# Weird TMs and NP-Completeness
# January 21st, 2020
- Okay, grades and solutions for homework 1 should have been released earlier today; you have 2 weeks to submit a regrade request
- I personally messed up pretty hard on the last problem (forgot to consider the case of 2 valid strings glued together, which'll make it fail), and also made a silly mistake on 1b (missed a counter-example for my proof)
- 1b especially frustrates me that I missed it; "A(B and C)" is NOT the same as "AB and AC", since A={a,aa}, B={b,c}, C={ab,c}
- Since A(B and C) = {ac, aac}, but AB and AC = {ac, aab, aac}
- i.e. fails when one of the sets already contains a string that's a combination of the strings in the other sets
- Apparently, my proof holds for one direction (that A(B and C) is a subset of AB and AC), but NOT for the other
- Also, homework 2's due date has been changed to THIS SATURDAY, the 25th, at noon
- Homework 2 focuses on specifying TMs and doing arithmetic operations with them
- "Apparently, our changes made the homework make LESS sense"

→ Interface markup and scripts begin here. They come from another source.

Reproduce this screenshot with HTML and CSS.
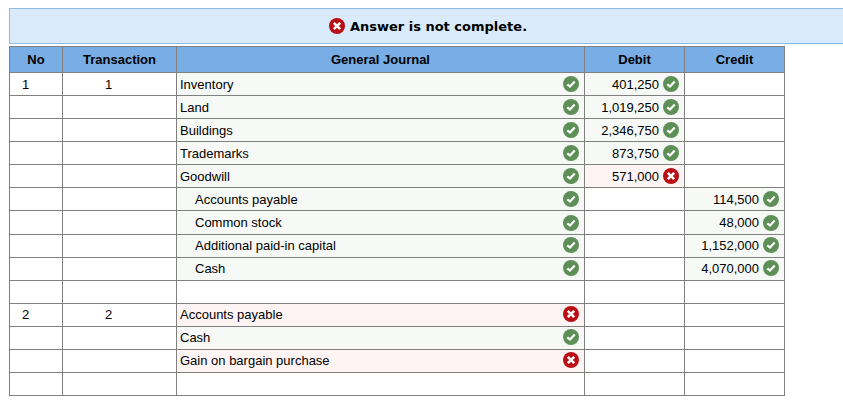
FILE: index.html
```html
<!DOCTYPE html>
<html lang="en">
<head>
<meta charset="utf-8">
<title>Answer is not complete</title>
<link rel="stylesheet" href="styles.css">
</head>
<body>
<svg class="defs" width="0" height="0" aria-hidden="true">
  <symbol id="ok" viewBox="0 0 16 16">
    <circle cx="8" cy="8" r="8" fill="#5d8f57"/>
    <path d="M4.3 8.3 7 10.6 11.7 5.6" fill="none" stroke="#fff" stroke-width="2.2"/>
  </symbol>
  <symbol id="bad" viewBox="0 0 16 16">
    <circle cx="8" cy="8" r="8" fill="#b90f14"/>
    <path d="M4.8 4.8 11.2 11.2M11.2 4.8 4.8 11.2" fill="none" stroke="#fff" stroke-width="2.6"/>
  </symbol>
</svg>
<div class="banner">
  <svg class="icon"><use href="#bad"/></svg>
  <span>Answer is not complete.</span>
</div>
<table class="journal">
  <thead>
    <tr><th class="c-no">No</th><th class="c-tr">Transaction</th><th class="c-gj">General Journal</th><th class="c-amt">Debit</th><th class="c-amt">Credit</th></tr>
  </thead>
  <tbody>
    <tr><td class="ctr-no">1</td><td class="ctr">1</td><td class="good"><div class="cell"><span>Inventory</span><svg class="icon"><use href="#ok"/></svg></div></td><td class="good"><div class="cell num"><span>401,250</span><svg class="icon"><use href="#ok"/></svg></div></td><td></td></tr>
    <tr><td></td><td></td><td class="good"><div class="cell"><span>Land</span><svg class="icon"><use href="#ok"/></svg></div></td><td class="good"><div class="cell num"><span>1,019,250</span><svg class="icon"><use href="#ok"/></svg></div></td><td></td></tr>
    <tr><td></td><td></td><td class="good"><div class="cell"><span>Buildings</span><svg class="icon"><use href="#ok"/></svg></div></td><td class="good"><div class="cell num"><span>2,346,750</span><svg class="icon"><use href="#ok"/></svg></div></td><td></td></tr>
    <tr><td></td><td></td><td class="good"><div class="cell"><span>Trademarks</span><svg class="icon"><use href="#ok"/></svg></div></td><td class="good"><div class="cell num"><span>873,750</span><svg class="icon"><use href="#ok"/></svg></div></td><td></td></tr>
    <tr><td></td><td></td><td class="good"><div class="cell"><span>Goodwill</span><svg class="icon"><use href="#ok"/></svg></div></td><td class="wrong"><div class="cell num"><span>571,000</span><svg class="icon"><use href="#bad"/></svg></div></td><td></td></tr>
    <tr><td></td><td></td><td class="good"><div class="cell ind"><span>Accounts payable</span><svg class="icon"><use href="#ok"/></svg></div></td><td></td><td class="good"><div class="cell num"><span>114,500</span><svg class="icon"><use href="#ok"/></svg></div></td></tr>
    <tr class="tall"><td></td><td></td><td class="good"><div class="cell ind"><span>Common stock</span><svg class="icon"><use href="#ok"/></svg></div></td><td></td><td class="good"><div class="cell num"><span>48,000</span><svg class="icon"><use href="#ok"/></svg></div></td></tr>
    <tr class="lift"><td></td><td></td><td class="good"><div class="cell ind"><span>Additional paid-in capital</span><svg class="icon"><use href="#ok"/></svg></div></td><td></td><td class="good"><div class="cell num"><span>1,152,000</span><svg class="icon"><use href="#ok"/></svg></div></td></tr>
    <tr class="lift"><td></td><td></td><td class="good"><div class="cell ind"><span>Cash</span><svg class="icon"><use href="#ok"/></svg></div></td><td></td><td class="good"><div class="cell num"><span>4,070,000</span><svg class="icon"><use href="#ok"/></svg></div></td></tr>
    <tr><td></td><td></td><td></td><td></td><td></td></tr>
    <tr class="lift"><td class="ctr-no">2</td><td class="ctr">2</td><td class="wrong"><div class="cell"><span>Accounts payable</span><svg class="icon"><use href="#bad"/></svg></div></td><td></td><td></td></tr>
    <tr class="lift"><td></td><td></td><td class="good"><div class="cell"><span>Cash</span><svg class="icon"><use href="#ok"/></svg></div></td><td></td><td></td></tr>
    <tr class="lift"><td></td><td></td><td class="wrong"><div class="cell"><span>Gain on bargain purchase</span><svg class="icon"><use href="#bad"/></svg></div></td><td></td><td></td></tr>
    <tr><td></td><td></td><td></td><td></td><td></td></tr>
  </tbody>
</table>
</body>
</html>
```
FILE: styles.css
```css
html, body {
  overflow: hidden;
}
body {
  margin: 8px 0 0 9px;
  background: #fff;
  color: #000;
  font-family: "Liberation Sans", Arial, sans-serif;
  font-size: 13px;
}
.defs {
  position: absolute;
}
.icon {
  display: block;
  flex: none;
  width: 16px;
  height: 16px;
}
.banner {
  display: flex;
  align-items: center;
  justify-content: center;
  gap: 5px;
  box-sizing: border-box;
  height: 36px;
  width: 842px;
  padding-right: 4px;
  margin-bottom: 2px;
  background: #d9ebfb;
  border: 1px solid #8fbbe3;
  font-family: "DejaVu Sans", Verdana, sans-serif;
  font-size: 13px;
  font-weight: 700;
}
.journal {
  border-collapse: collapse;
  table-layout: fixed;
  width: 776px;
}
.journal th, .journal td {
  border: 1px solid #808080;
  padding: 0;
  height: 22px;
}
.journal tr.tall td {
  height: 23px;
}
.journal tr.lift td {
  height: 20px;
  padding-bottom: 2px;
}
.journal th {
  height: 25px;
  background: #79ade5;
  font-size: 13px;
  font-weight: 700;
  text-align: center;
}
.c-no { width: 52px; }
.c-tr { width: 113px; }
.c-gj { width: 407px; }
.c-amt { width: 99px; }
.ctr { text-align: center; }
.journal td.ctr { padding-right: 22px; }
.ctr-no { text-align: left; text-indent: 12px; }
.good { background: #f6f9f6; }
.wrong { background: #fff4f4; }
.cell {
  display: flex;
  align-items: center;
  justify-content: space-between;
  padding: 0 5px 0 3px;
}
.cell.ind {
  padding-left: 18px;
}
.cell.num {
  justify-content: flex-end;
  gap: 4px;
}
```
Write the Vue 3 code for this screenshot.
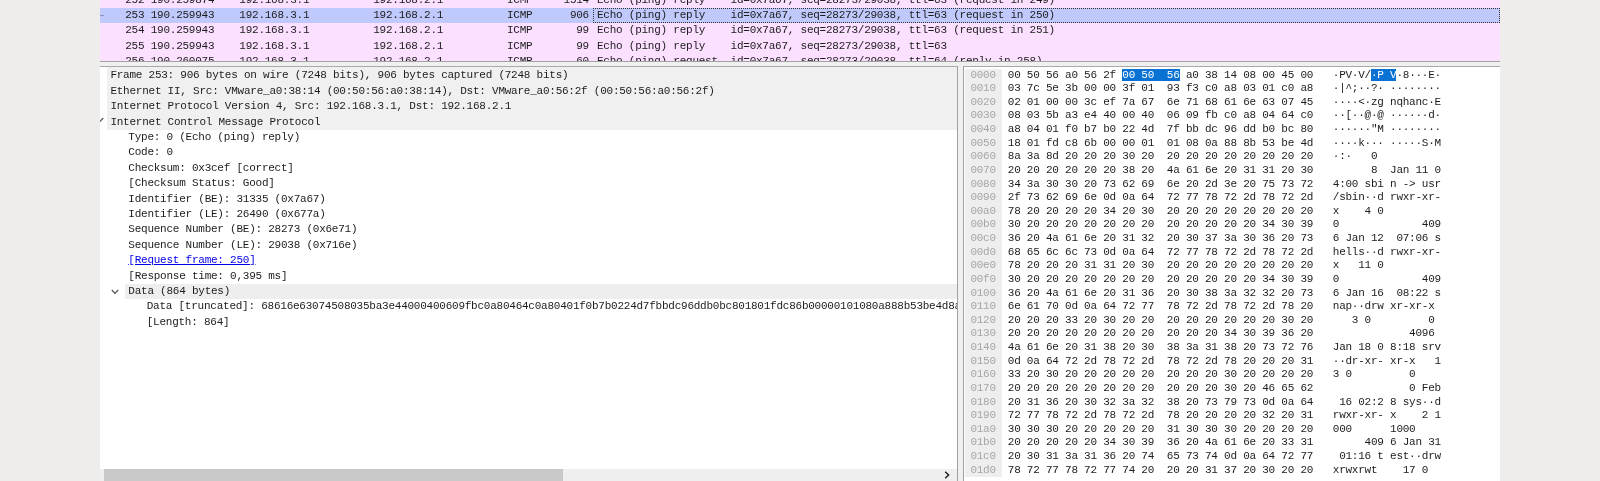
<script setup>
const packets = [
  { no: 252, time: '190.259874', len: 1514, info: 'Echo (ping) reply    id=0x7a67, seq=28273/29038, ttl=63 (request in 249)' },
  { no: 253, time: '190.259943', len: 906, info: 'Echo (ping) reply    id=0x7a67, seq=28273/29038, ttl=63 (request in 250)', sel: true },
  { no: 254, time: '190.259943', len: 99, info: 'Echo (ping) reply    id=0x7a67, seq=28273/29038, ttl=63 (request in 251)' },
  { no: 255, time: '190.259943', len: 99, info: 'Echo (ping) reply    id=0x7a67, seq=28273/29038, ttl=63' },
  { no: 256, time: '190.260075', len: 60, info: 'Echo (ping) request  id=0x7a67, seq=28273/29038, ttl=64 (reply in 258)' },
]

const tree = [
  { t: 'Frame 253: 906 bytes on wire (7248 bits), 906 bytes captured (7248 bits)', k: 'head' },
  { t: 'Ethernet II, Src: VMware_a0:38:14 (00:50:56:a0:38:14), Dst: VMware_a0:56:2f (00:50:56:a0:56:2f)', k: 'head' },
  { t: 'Internet Protocol Version 4, Src: 192.168.3.1, Dst: 192.168.2.1', k: 'head' },
  { t: 'Internet Control Message Protocol', k: 'head', chev: true },
  { t: 'Type: 0 (Echo (ping) reply)', k: 'child' },
  { t: 'Code: 0', k: 'child' },
  { t: 'Checksum: 0x3cef [correct]', k: 'child' },
  { t: '[Checksum Status: Good]', k: 'child' },
  { t: 'Identifier (BE): 31335 (0x7a67)', k: 'child' },
  { t: 'Identifier (LE): 26490 (0x677a)', k: 'child' },
  { t: 'Sequence Number (BE): 28273 (0x6e71)', k: 'child' },
  { t: 'Sequence Number (LE): 29038 (0x716e)', k: 'child' },
  { t: '[Request frame: 250]', k: 'child', link: true },
  { t: '[Response time: 0,395 ms]', k: 'child' },
  { t: 'Data (864 bytes)', k: 'sub', chev: true },
  { t: 'Data [truncated]: 68616e63074508035ba3e44000400609fbc0a80464c0a80401f0b7b0224d7fbbdc96ddb0bc801801fdc86b00000101080a888b53be4d8a3a8d2020203020202020', k: 'leaf' },
  { t: '[Length: 864]', k: 'leaf' },
]

const raw = `00 50 56 a0 56 2f 00 50 56 a0 38 14 08 00 45 00
03 7c 5e 3b 00 00 3f 01 93 f3 c0 a8 03 01 c0 a8
02 01 00 00 3c ef 7a 67 6e 71 68 61 6e 63 07 45
08 03 5b a3 e4 40 00 40 06 09 fb c0 a8 04 64 c0
a8 04 01 f0 b7 b0 22 4d 7f bb dc 96 dd b0 bc 80
18 01 fd c8 6b 00 00 01 01 08 0a 88 8b 53 be 4d
8a 3a 8d 20 20 20 30 20 20 20 20 20 20 20 20 20
20 20 20 20 20 20 38 20 4a 61 6e 20 31 31 20 30
34 3a 30 30 20 73 62 69 6e 20 2d 3e 20 75 73 72
2f 73 62 69 6e 0d 0a 64 72 77 78 72 2d 78 72 2d
78 20 20 20 20 34 20 30 20 20 20 20 20 20 20 20
30 20 20 20 20 20 20 20 20 20 20 20 20 34 30 39
36 20 4a 61 6e 20 31 32 20 30 37 3a 30 36 20 73
68 65 6c 6c 73 0d 0a 64 72 77 78 72 2d 78 72 2d
78 20 20 20 31 31 20 30 20 20 20 20 20 20 20 20
30 20 20 20 20 20 20 20 20 20 20 20 20 34 30 39
36 20 4a 61 6e 20 31 36 20 30 38 3a 32 32 20 73
6e 61 70 0d 0a 64 72 77 78 72 2d 78 72 2d 78 20
20 20 20 33 20 30 20 20 20 20 20 20 20 20 30 20
20 20 20 20 20 20 20 20 20 20 20 34 30 39 36 20
4a 61 6e 20 31 38 20 30 38 3a 31 38 20 73 72 76
0d 0a 64 72 2d 78 72 2d 78 72 2d 78 20 20 20 31
33 20 30 20 20 20 20 20 20 20 20 30 20 20 20 20
20 20 20 20 20 20 20 20 20 20 20 30 20 46 65 62
20 31 36 20 30 32 3a 32 38 20 73 79 73 0d 0a 64
72 77 78 72 2d 78 72 2d 78 20 20 20 20 32 20 31
30 30 30 20 20 20 20 20 31 30 30 30 20 20 20 20
20 20 20 20 20 34 30 39 36 20 4a 61 6e 20 33 31
20 30 31 3a 31 36 20 74 65 73 74 0d 0a 64 72 77
78 72 77 78 72 77 74 20 20 20 31 37 20 30 20 20`

const toAscii = (bytes) =>
  bytes.map((b) => {
    const c = parseInt(b, 16)
    return c >= 32 && c < 127 ? String.fromCharCode(c) : '·'
  }).join('')

const hexRows = raw.split('\n').map((line, i) => {
  const b = line.trim().split(' ')
  return {
    off: (i * 16).toString(16).padStart(4, '0'),
    hex: b.slice(0, 8).join(' ') + '  ' + b.slice(8).join(' '),
    ascii: toAscii(b.slice(0, 8)) + ' ' + toAscii(b.slice(8)),
  }
})
</script>

<template>
  <div class="page">
    <div class="window">
      <div class="list">
        <div class="list-inner">
          <div v-for="p in packets" :key="p.no" class="pkt" :class="{ sel: p.sel }">
            <span class="c-no">{{ p.no }}</span>
            <span class="c-time">{{ p.time }}</span>
            <span>192.168.3.1</span>
            <span>192.168.2.1</span>
            <span>ICMP</span>
            <span class="c-len">{{ p.len }}</span>
            <span class="c-info">{{ p.info }}</span>
          </div>
        </div>
      </div>
      <div class="sash"></div>
      <div class="panes">
        <div class="tree">
          <div class="tree-rows">
            <div v-for="(r, i) in tree" :key="i" class="row" :class="r.k">
              <span class="slot">
                <svg v-if="r.chev" class="chev" viewBox="0 0 8 6" width="8" height="6">
                  <path d="M0.8 1 L4 4.4 L7.2 1" fill="none" stroke="#555" stroke-width="1.3" />
                </svg>
              </span>
              <span class="label" :class="{ link: r.link }">{{ r.t }}</span>
            </div>
          </div>
          <div class="hscroll">
            <div class="thumb"></div>
            <svg class="arrow" viewBox="0 0 6 8" width="6" height="8">
              <path d="M1.2 0.8 L4.6 4 L1.2 7.2" fill="none" stroke="#222" stroke-width="1.5" />
            </svg>
          </div>
        </div>
        <div class="gutter"></div>
        <div class="hex">
          <div v-for="(h, i) in hexRows" :key="h.off" class="hrow">
            <span class="off">{{ h.off }}</span>
            <span v-if="i === 0" class="bytes">{{ h.hex.slice(0, 18) }}<mark>{{ h.hex.slice(18, 27) }}</mark>{{ h.hex.slice(27) }}</span>
            <span v-else class="bytes">{{ h.hex }}</span>
            <span v-if="i === 0" class="ascii">{{ h.ascii.slice(0, 6) }}<mark>{{ h.ascii.slice(6, 10) }}</mark>{{ h.ascii.slice(10) }}</span>
            <span v-else class="ascii">{{ h.ascii }}</span>
          </div>
        </div>
      </div>
    </div>
  </div>
</template>

<style>
html, body { margin: 0; background: #eeedeb; }
</style>

<style scoped>
.page {
  width: 1600px;
  height: 481px;
  overflow: hidden;
  display: flex;
  justify-content: center;
  background: #eeedeb;
  font-family: "Liberation Mono", monospace;
  font-size: 11px;
  letter-spacing: -0.24px;
  color: #1c1c1c;
  white-space: pre;
  filter: blur(0.3px);
}
.window {
  width: 1400px;
  height: 481px;
  display: flex;
  flex-direction: column;
}
.list {
  height: 61px;
  flex: none;
  overflow: hidden;
  background: #fce0ff;
  border-bottom: 1px solid #a2a2a2;
}
.list-inner { margin-top: -7.4px; }
.pkt {
  height: 15.4px;
  line-height: 15.4px;
  position: relative;
  display: grid;
  grid-template-columns: 44.3px 95px 133.9px 133.8px 53px 29px 1fr;
}
.pkt.sel { background: #c0c9fc; }
.pkt.sel::before {
  content: "";
  position: absolute;
  left: 0;
  top: 7px;
  width: 4px;
  height: 1px;
  background: #8e94c4;
}
.c-no, .c-len { text-align: right; }
.c-time { padding-left: 6.4px; }
.c-info {
  margin-left: 4px;
  padding-left: 3px;
  border: 1px dotted transparent;
  line-height: 13.4px;
}
.sel .c-info { border-color: #333; }
.sash {
  height: 4px;
  flex: none;
  background: #f0f0f0;
}
.panes {
  flex: 1;
  min-height: 0;
  display: flex;
}
.tree {
  width: 858px;
  flex: none;
  box-sizing: border-box;
  background: #fff;
  border-top: 1px solid #a9a9a9;
  border-right: 1px solid #a0a0a0;
  display: flex;
  flex-direction: column;
  overflow: hidden;
}
.tree-rows {
  flex: 1;
  min-height: 0;
  overflow: hidden;
}
.row {
  display: flex;
  height: 15.42px;
  line-height: 15.42px;
}
.row:first-child { height: 16.72px; }
.row:first-child .label { padding-top: 1.3px; }
.slot {
  flex: none;
  display: flex;
  align-items: center;
}
.label {
  flex: 1;
  min-width: 0;
  overflow: hidden;
}
.head .slot { width: 6.7px; }
.head .label { background: #f0f0f0; padding-left: 3.7px; }
.head .chev { margin-left: -4.5px; margin-top: -5px; }
.child .slot { width: 25px; }
.child .label { padding-left: 3.3px; }
.sub .slot { width: 25px; justify-content: flex-end; padding-right: 6px; box-sizing: border-box; }
.sub .label { background: #eeeeee; padding-left: 3.3px; }
.leaf .slot { width: 25px; }
.leaf .label { padding-left: 21.7px; }
.link { color: #0000e6; }
.child .link { text-decoration: underline; }
.hscroll {
  flex: none;
  height: 12px;
  background: #efefef;
  display: flex;
  align-items: center;
  padding-left: 4.4px;
  padding-right: 7px;
}
.thumb {
  width: 459px;
  height: 12px;
  background: #c9c9c9;
}
.arrow { margin-left: auto; }
.gutter {
  width: 5px;
  flex: none;
  background: #f0f0f0;
}
.hex {
  flex: 1;
  min-width: 0;
  background: #fff;
  border-top: 1px solid #a9a9a9;
  border-left: 1px solid #a0a0a0;
  padding-top: 1.6px;
}
.hrow {
  display: flex;
  height: 13.63px;
  line-height: 13.63px;
}
.off {
  flex: none;
  width: 31.4px;
  margin-left: 1px;
  padding-left: 5.4px;
  background: #eeeeee;
  color: #a6a6a6;
}
.bytes {
  flex: none;
  width: 325px;
  margin-left: 6px;
}
.ascii { flex: none; }
mark {
  background: #0a72d2;
  color: #fff;
}
</style>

- For HW2, I'm not expecting you to write out the state diagrams for your TMs; instead, think of it as 3510 homework
- This class is meant to be an introduction to the theory of computing, and how to think about algorithms in a formal, mathematical way
- If you're confused about how formal your homework should be, look at the examples in the textbook; when in doubt, make it as formal as you did in 3510
- HW2 can result in you getting CRAZY large numbers; problem 1, where P and Q are permutations and you're taking the power of Q (i.e. applying it to itself multiple times), can be hard because "t" could be 1000 or a million or whatever; you can't simulate the permutation repeatedly and keep it in P, so you can do it FASTER using fast exponentiation
- i.e. a^1024 mod 100 or something can be computed by first computing a^2, then squaring it and taking mod 100, then squaring it again and mod 100, etc., letting us compute this in logarithmic time (successive squaring algorithm)
- Think about how a TM can apply a permutation; if you're in a hurry, you can take advantage of the fact that accessing a TM is very analogous to accessing an array, and basically you can just add a 2nd tape and access it like an array
- Question 3 doesn't use the words "non-deterministic TM", but it's basically that; it's like the infinite monkeys producing Shakespeare, where you just try everything possible
- It's slightly more meta, since you're also generating the TMs, but it's the same idea
- Plan for today:
- "People have told me I'm doing too much theory; I thought 3510 did a lot of the theory we covered from last time, but it turns out I was wrong, so I apologize for that; we'll go over that stuff"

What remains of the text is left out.